Just when we thought that the dispute was all about family pride and nothing to do with the multimillion-dollar value of the Lee Estate, Lee Hsien Loong’s Thursday statement hinted otherwise.

He revealed that Lee Kuan Yew had decided, in late 2012, to give his unmarried daughter an extra share of the estate instead of dividing everything equally among the three children. However, the final will – which the Prime Minister said was made with the close and secretive guidance of Lee Hsien Yang and his wife – reverted to the equal-share formula, in addition to reinstating the demolition clause.

Lee Hsien Loong said Lee Wei Ling was upset enough about this to confide in his wife, Ho Ching, that she felt “played out”.

Lee Wei Ling has countered that she has been quoted out of context. She portrays Lee Hsien Loong and Ho Ching as the selfish ones. It was her younger brother and wife that pushed her father hard to give her the right to live in the family house, against the objections of Lee Hsien Loong and Ho Ching.


While the raw human drama is the most engrossing aspect of the feud, it also raises more serious issues about governance in Singapore. The younger Lee siblings allege that the country’s most powerful man and woman have abused their positions. Lee Hsien Loong had promised that he would remove himself from Cabinet deliberations regarding the future of their family home. The siblings say they were therefore shocked to learn of the existence of a ministerial committee, with which the Prime Minister was dealing. “Hsien Loong, despite his undertakings to recuse himself, proceeded to make extensive representations to the Committee,” they said.

Singapore PM’s family feud deepens: grandsons weigh in

The siblings’ allegations about Ho Ching are even more serious and go well beyond the scope of the current dispute. “Singapore has no such thing as the wife of the prime minister being a ‘first lady’,” they noted.
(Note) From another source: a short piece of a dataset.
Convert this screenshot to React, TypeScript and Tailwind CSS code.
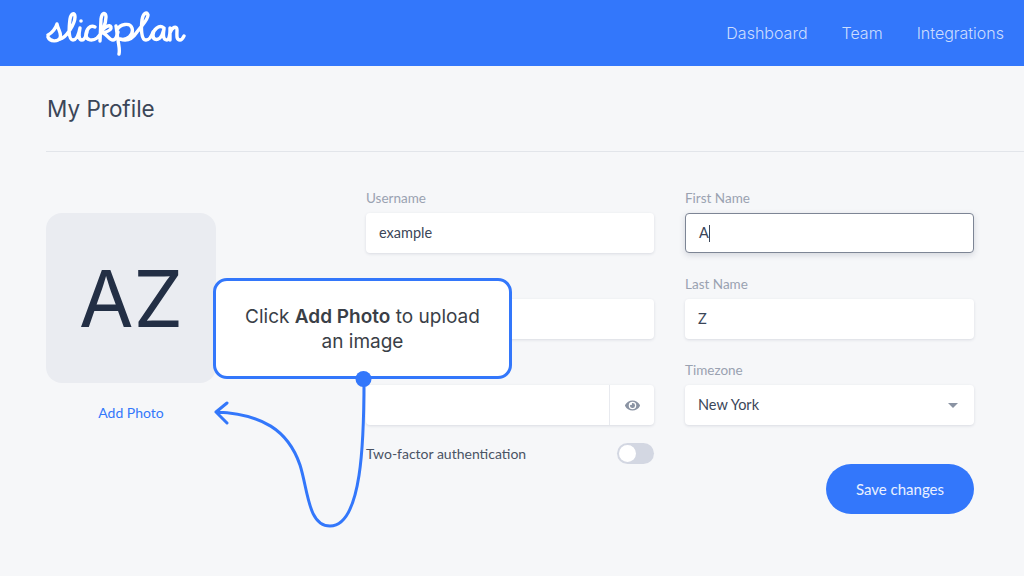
import { FaEye } from "react-icons/fa";

const inputClass =
  "flex h-10 w-full items-center rounded-[4px] bg-white px-[13px] text-[14.5px] text-[#3b4658] shadow-[0_1px_3px_rgba(50,60,90,0.14)]";

function Field({ label, children }: { label?: string; children: React.ReactNode }) {
  return (
    <div className="flex h-[63px] flex-col justify-between">
      {/* labels of the two fields behind the callout can't be seen, so they stay empty */}
      <label className="h-[17px] text-[13.5px] leading-[17px] text-[#9aa2b1]">{label}</label>
      {children}
    </div>
  );
}

function Logo() {
  return (
    <svg
      viewBox="46 10 140 46"
      className="h-[46px] w-[140px]"
      fill="none"
      stroke="#fff"
      strokeWidth="3.4"
      strokeLinecap="round"
      strokeLinejoin="round"
      aria-label="slickplan"
    >
      <path d="M48 35C52 33 56 28 57 24C58 30 62 33 60 38C58 42 50 42 48 37" />
      <path d="M60 39C66 38 75 24 75 17C75 12 71 13 70 19C69 27 68 40 73 40C77 40 79 33 80 28C79 33 78 40 82 40C84 40 86 36 87 32" />
      <path d="M95 27C90 24 86 30 86 35C86 41 93 41 97 38C102 34 106 23 106 17C106 12 102 12 101 19L100 41M101 32C104 27 110 24 111 27C112 31 105 32 103 33C107 34 109 40 113 40C116 40 117 36 118 32" />
      <path d="M116 26L118 40C119 47 120 50 119 54M117 30C120 24 130 22 132 28C134 35 127 41 120 39C127 42 133 38 137 32C142 25 148 20 148 15C147 11 143 13 142 20C141 28 141 40 146 40C150 40 152 35 153 32" />
      <path d="M164 28C159 24 153 30 153 35C153 41 159 41 162 35L164 29C163 35 163 40 167 40C169 40 170 34 170 31M170 28L170 40M170 33C172 27 177 25 177 30C177 35 176 40 180 40C182 40 183 38 184 36" />
      <circle cx="81" cy="21" r="1.8" fill="#fff" stroke="none" />
    </svg>
  );
}

export default function App() {
  return (
    <div className="relative h-[576px] w-[1024px] overflow-hidden bg-[#f6f7f9] font-['Lato',sans-serif]">
      <header className="flex h-[66px] items-center justify-between bg-[#3377fb] pl-[46px] pr-5">
        <Logo />
        <nav className="flex gap-[34px] font-['Inter',sans-serif] text-[16px] font-light text-white/75">
          <a>Dashboard</a>
          <a>Team</a>
          <a>Integrations</a>
        </nav>
      </header>

      <main className="pl-[46px]">
        <h1 className="flex h-[86px] items-center border-b border-[#e2e5ea] pl-[1px] font-['Inter',sans-serif] text-[22.5px] text-[#3b4658]">
          My Profile
        </h1>

        <div className="flex pt-[38px]">
          <div className="flex w-[170px] flex-col items-center pt-[23px]">
            <div className="flex h-[170px] w-[170px] items-center justify-center rounded-[16px] bg-[#eaecf1] font-['Inter',sans-serif] text-[79px] text-[#232f45]">
              AZ
            </div>
            <a className="mt-[19px] text-[14px] text-[#3377fb]">Add Photo</a>
          </div>

          <div className="ml-[150px] flex w-[288px] flex-col gap-[23px]">
            <Field label="Username">
              <div className={inputClass}>example</div>
            </Field>
            <Field>
              <div className={inputClass} />
            </Field>
            <Field>
              <div className={`${inputClass} justify-end !pr-0`}>
                <div className="flex h-full w-[45px] items-center justify-center border-l border-[#e8eaef] text-[#8a93a3]">
                  <FaEye size={15} />
                </div>
              </div>
            </Field>
            <div className="-mt-[5px] flex items-center justify-between">
              <span className="text-[14px] text-[#4a5364]">Two-factor authentication</span>
              <span className="flex h-[21px] w-[37px] items-center rounded-full bg-[#d3d7e2] px-[2px]">
                <span className="h-[17px] w-[17px] rounded-full bg-white" />
              </span>
            </div>
          </div>

          <div className="ml-[31px] flex w-[289px] flex-col gap-[23px]">
            <Field label="First Name">
              <div className={`${inputClass} border border-[#7d8595] shadow-[0_2px_6px_rgba(50,60,90,0.18)]`}>
                A<span className="h-[17px] w-px bg-[#3b4658]" />
              </div>
            </Field>
            <Field label="Last Name">
              <div className={inputClass}>Z</div>
            </Field>
            <Field label="Timezone">
              <div className={`${inputClass} justify-between`}>
                New York
                <span className="mr-[3px] h-0 w-0 border-x-[5px] border-t-[5px] border-x-transparent border-t-[#8a93a3]" />
              </div>
            </Field>
            <button className="mt-[16px] h-[50px] w-[148px] self-end rounded-full bg-[#3377fb] text-[15px] text-white/90">
              Save changes
            </button>
          </div>
        </div>
      </main>

      {/* Tutorial callout */}
      <div className="absolute left-[213px] top-[278px] flex h-[101px] w-[299px] items-center justify-center rounded-[14px] border-[3px] border-[#3377fb] bg-white text-center font-['Inter',sans-serif] text-[19px] leading-[25px] text-[#3a3f47]">
        <p>
          <span>Click </span>
          <b className="font-semibold">Add Photo</b>
          <span> to upload</span>
          <br />
          <span>an image</span>
        </p>
      </div>
      <svg className="absolute left-0 top-0 h-[576px] w-[1024px]" viewBox="0 0 1024 576" fill="none">
        <path
          d="M364 380C364 440 362 526 330 526C308 526 308 490 300 465C288 430 262 414 216 412M227 403L216 412L227 423"
          stroke="#3377fb"
          strokeWidth="3"
          strokeLinecap="round"
          strokeLinejoin="round"
        />
        <circle cx="363.5" cy="379" r="8" fill="#3377fb" />
      </svg>
    </div>
  );
}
They pointed out that their own mother, as a wife of a prime minister from 1959 to 1990, judiciously avoided the limelight and confined herself to the role of private supporter and adviser.

“She lived discreetly, and set a high bar for the conduct of a prime minister’s wife. She would never instruct Permanent Secretaries or senior civil servants,” they said. “The contrast between her and Ho Ching could not be more stark. While Ho Ching holds no elected or official position in government, her influence is pervasive, and extends well beyond her job purview.”

If there is one thing that the Lee Hsien Loong government has in common with that of his father, it is that it does not take attacks on its integrity lightly. The government has not yet responded to these allegations. One doesn’t need to be a President’s Scholar to realise that this fight isn’t over.